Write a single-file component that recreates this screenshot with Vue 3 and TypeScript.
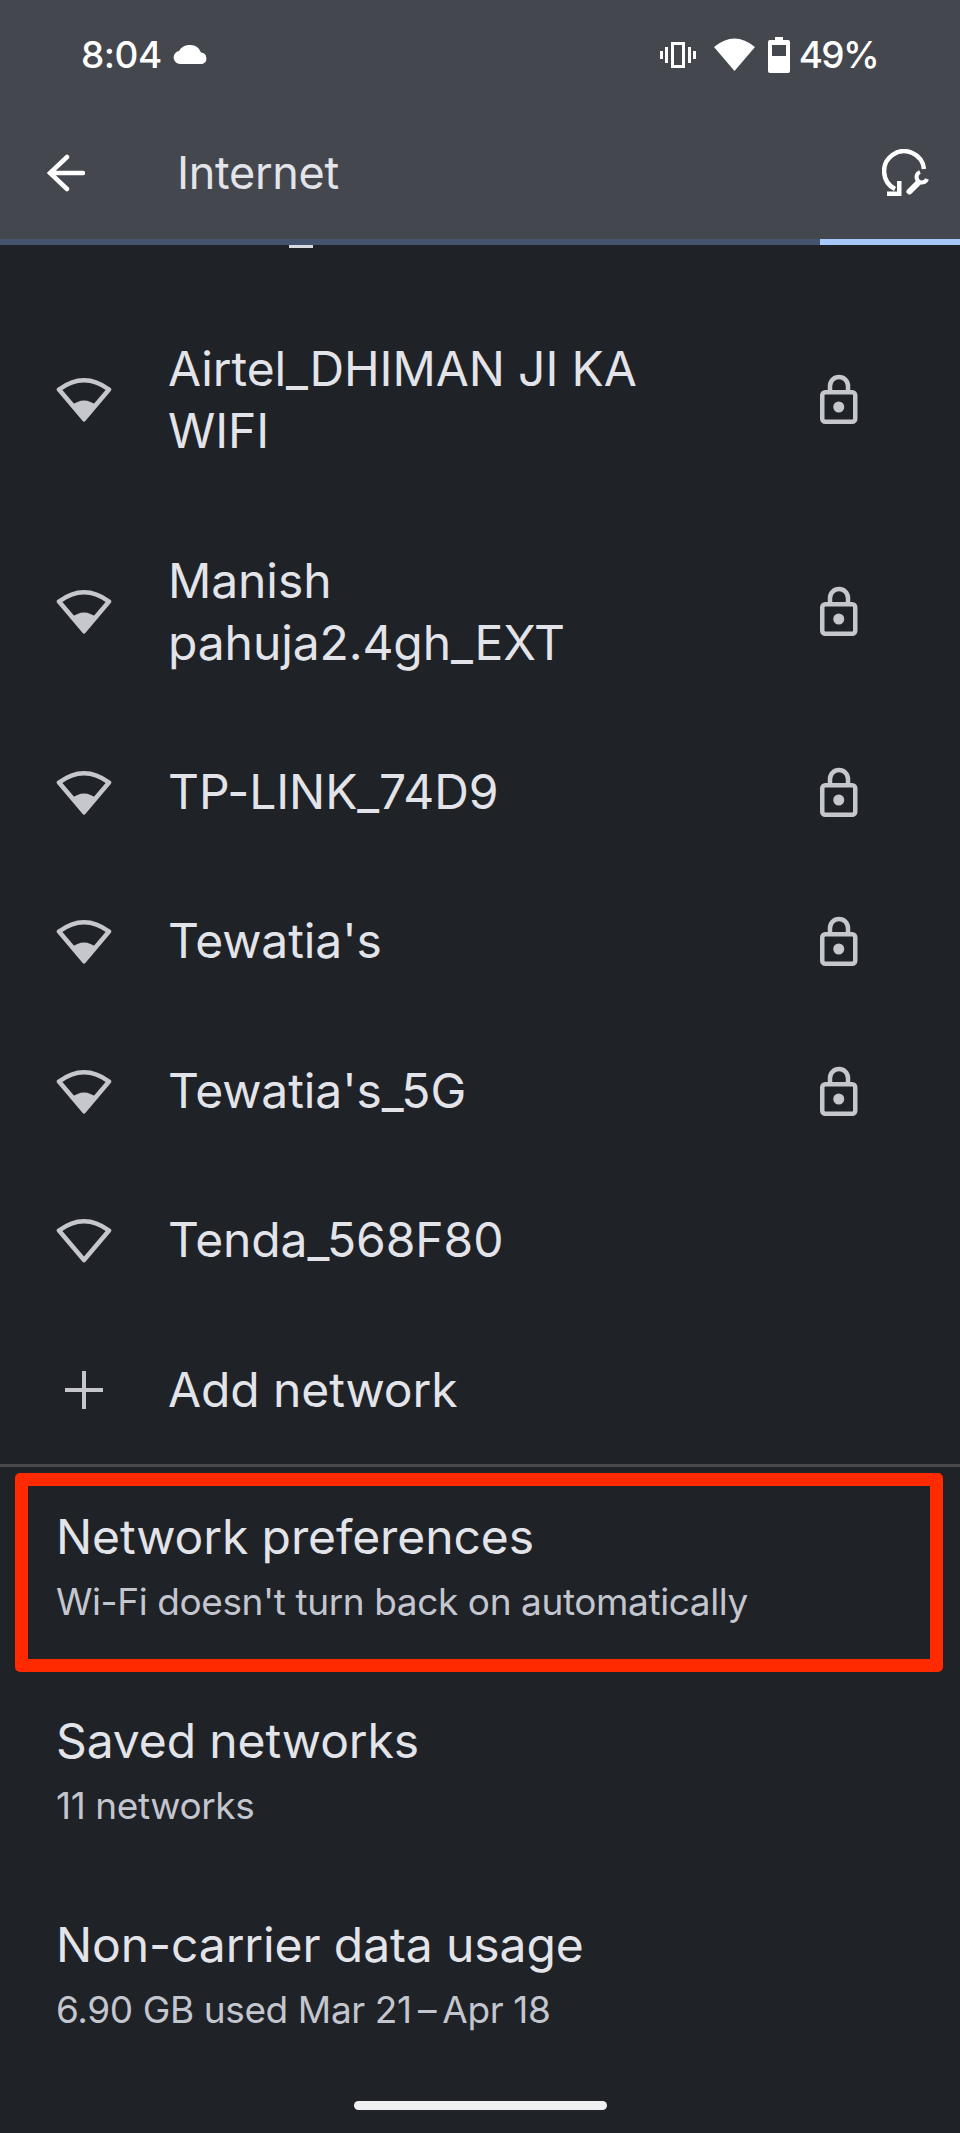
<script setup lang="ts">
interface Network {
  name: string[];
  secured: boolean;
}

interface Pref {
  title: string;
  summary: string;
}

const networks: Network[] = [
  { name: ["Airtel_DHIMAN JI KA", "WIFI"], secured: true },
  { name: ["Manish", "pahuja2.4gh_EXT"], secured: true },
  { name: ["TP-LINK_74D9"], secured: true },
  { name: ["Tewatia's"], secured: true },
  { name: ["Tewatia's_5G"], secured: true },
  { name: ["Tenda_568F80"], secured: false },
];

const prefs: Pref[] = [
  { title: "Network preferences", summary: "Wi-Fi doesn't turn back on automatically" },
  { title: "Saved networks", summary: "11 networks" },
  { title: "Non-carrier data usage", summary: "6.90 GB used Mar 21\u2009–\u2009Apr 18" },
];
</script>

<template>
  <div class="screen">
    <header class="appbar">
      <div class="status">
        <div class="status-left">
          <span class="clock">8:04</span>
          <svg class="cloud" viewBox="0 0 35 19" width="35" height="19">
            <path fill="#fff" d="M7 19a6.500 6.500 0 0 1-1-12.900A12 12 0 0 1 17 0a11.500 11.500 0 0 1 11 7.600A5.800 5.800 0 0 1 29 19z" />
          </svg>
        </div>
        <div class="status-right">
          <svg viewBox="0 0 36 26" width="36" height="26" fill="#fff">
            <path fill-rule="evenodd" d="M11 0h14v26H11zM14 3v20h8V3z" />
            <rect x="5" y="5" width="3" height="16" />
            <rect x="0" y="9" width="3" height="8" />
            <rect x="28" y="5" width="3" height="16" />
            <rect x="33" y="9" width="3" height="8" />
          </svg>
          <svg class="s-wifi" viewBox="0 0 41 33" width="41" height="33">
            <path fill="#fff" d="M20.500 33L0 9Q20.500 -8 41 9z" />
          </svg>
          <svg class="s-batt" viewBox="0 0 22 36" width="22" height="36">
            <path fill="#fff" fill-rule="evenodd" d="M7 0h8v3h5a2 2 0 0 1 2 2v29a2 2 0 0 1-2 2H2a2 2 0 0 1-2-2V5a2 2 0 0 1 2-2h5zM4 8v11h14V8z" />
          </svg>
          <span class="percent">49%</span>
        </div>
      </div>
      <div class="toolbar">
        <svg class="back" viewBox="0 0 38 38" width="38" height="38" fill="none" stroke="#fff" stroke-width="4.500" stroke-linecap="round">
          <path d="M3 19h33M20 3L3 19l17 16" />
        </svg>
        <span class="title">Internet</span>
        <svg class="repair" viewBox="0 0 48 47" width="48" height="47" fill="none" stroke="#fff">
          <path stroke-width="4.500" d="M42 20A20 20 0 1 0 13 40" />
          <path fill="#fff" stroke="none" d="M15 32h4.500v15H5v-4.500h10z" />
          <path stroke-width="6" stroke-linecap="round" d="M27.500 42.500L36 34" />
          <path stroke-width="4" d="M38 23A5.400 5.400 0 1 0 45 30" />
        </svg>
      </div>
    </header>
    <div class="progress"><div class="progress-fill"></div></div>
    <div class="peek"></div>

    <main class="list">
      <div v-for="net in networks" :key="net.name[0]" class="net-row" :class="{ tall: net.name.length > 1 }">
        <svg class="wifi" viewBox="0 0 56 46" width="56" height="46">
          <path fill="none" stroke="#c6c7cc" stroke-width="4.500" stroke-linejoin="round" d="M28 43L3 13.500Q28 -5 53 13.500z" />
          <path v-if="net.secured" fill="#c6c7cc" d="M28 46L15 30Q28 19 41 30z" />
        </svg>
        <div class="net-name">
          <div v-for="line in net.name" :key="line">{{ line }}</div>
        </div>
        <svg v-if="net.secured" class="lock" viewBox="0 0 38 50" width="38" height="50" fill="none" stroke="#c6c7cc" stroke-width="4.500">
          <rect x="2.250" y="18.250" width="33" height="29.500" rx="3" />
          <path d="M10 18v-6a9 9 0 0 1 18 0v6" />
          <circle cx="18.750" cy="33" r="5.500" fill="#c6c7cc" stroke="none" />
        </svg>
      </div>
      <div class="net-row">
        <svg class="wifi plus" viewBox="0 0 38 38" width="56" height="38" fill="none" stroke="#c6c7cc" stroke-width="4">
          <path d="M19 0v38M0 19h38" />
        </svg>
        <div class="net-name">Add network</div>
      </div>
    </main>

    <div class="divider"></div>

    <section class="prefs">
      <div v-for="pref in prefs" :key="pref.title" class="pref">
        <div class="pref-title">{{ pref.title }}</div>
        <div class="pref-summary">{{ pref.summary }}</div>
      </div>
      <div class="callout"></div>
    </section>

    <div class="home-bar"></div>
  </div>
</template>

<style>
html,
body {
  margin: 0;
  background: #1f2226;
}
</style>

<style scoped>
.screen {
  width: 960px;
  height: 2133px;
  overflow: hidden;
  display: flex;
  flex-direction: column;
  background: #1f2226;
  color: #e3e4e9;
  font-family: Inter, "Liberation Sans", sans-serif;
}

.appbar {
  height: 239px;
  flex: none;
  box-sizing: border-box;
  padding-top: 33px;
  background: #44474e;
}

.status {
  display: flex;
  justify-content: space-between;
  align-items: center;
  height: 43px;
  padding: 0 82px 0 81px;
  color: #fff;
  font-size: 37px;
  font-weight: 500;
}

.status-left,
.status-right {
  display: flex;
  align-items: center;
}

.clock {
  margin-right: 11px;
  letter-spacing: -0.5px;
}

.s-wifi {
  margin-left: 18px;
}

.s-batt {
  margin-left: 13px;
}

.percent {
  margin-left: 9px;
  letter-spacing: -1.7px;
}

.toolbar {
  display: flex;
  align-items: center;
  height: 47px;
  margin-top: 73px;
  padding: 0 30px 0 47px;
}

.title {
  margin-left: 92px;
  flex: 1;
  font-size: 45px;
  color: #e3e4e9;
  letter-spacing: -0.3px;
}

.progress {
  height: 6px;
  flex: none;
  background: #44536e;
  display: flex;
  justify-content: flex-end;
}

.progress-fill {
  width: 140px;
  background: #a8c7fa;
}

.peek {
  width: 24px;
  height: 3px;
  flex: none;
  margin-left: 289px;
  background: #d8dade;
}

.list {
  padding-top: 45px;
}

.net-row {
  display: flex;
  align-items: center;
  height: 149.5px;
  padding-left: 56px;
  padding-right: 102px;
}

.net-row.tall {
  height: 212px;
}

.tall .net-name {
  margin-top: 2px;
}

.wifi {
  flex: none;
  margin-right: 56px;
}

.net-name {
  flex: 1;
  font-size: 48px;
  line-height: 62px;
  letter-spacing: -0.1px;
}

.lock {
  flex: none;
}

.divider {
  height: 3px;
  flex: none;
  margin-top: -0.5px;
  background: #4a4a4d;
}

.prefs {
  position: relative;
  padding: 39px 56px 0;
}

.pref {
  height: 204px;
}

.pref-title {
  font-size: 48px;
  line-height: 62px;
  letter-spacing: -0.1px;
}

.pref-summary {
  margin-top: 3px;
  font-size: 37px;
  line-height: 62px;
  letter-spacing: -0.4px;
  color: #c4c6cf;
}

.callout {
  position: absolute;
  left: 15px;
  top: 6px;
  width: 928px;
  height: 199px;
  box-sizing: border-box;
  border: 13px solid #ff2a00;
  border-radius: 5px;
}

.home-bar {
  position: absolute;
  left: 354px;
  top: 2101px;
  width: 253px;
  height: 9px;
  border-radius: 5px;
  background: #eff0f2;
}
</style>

•••••

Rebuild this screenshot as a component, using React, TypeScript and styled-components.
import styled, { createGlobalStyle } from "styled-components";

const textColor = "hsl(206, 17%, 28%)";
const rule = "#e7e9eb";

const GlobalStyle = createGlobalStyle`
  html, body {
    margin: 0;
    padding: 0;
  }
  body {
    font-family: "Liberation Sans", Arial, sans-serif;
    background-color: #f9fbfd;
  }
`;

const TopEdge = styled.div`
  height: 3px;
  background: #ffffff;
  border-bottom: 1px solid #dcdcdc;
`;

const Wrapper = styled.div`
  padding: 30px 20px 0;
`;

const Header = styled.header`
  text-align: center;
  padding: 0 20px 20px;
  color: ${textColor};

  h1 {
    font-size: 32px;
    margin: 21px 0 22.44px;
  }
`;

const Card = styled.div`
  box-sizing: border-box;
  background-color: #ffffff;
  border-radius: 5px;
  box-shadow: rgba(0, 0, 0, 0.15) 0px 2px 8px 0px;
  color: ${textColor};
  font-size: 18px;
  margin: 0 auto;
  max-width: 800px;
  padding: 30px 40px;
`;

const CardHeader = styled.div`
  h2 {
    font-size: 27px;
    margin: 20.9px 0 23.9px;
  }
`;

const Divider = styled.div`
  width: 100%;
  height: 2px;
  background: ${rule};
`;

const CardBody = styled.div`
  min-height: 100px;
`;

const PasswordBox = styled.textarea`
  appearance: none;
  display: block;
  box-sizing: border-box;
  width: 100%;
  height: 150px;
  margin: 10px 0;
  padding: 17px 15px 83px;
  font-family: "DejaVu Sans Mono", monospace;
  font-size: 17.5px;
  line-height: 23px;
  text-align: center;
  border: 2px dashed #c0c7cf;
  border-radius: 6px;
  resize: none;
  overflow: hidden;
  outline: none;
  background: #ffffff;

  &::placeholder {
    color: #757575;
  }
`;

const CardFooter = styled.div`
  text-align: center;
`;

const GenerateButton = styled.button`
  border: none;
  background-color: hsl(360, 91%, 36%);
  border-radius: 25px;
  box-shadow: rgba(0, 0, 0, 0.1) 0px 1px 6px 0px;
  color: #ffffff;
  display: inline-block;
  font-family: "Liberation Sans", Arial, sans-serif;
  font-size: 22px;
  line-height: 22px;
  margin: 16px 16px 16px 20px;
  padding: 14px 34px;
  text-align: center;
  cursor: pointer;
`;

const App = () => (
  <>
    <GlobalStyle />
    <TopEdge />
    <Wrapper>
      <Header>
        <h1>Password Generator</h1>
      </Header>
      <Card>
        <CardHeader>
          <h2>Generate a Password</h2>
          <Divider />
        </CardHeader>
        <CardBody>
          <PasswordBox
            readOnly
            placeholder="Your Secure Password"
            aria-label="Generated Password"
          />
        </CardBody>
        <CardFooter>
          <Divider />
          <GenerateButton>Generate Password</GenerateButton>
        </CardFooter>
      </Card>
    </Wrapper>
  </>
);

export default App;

•••••

▶ _WHAT IS REQUIRED_
Tally the lines of the listing above that include the word "screenshot". Answer with the number alone.

▶ _RESULT FOR THIS EXERCISE_
2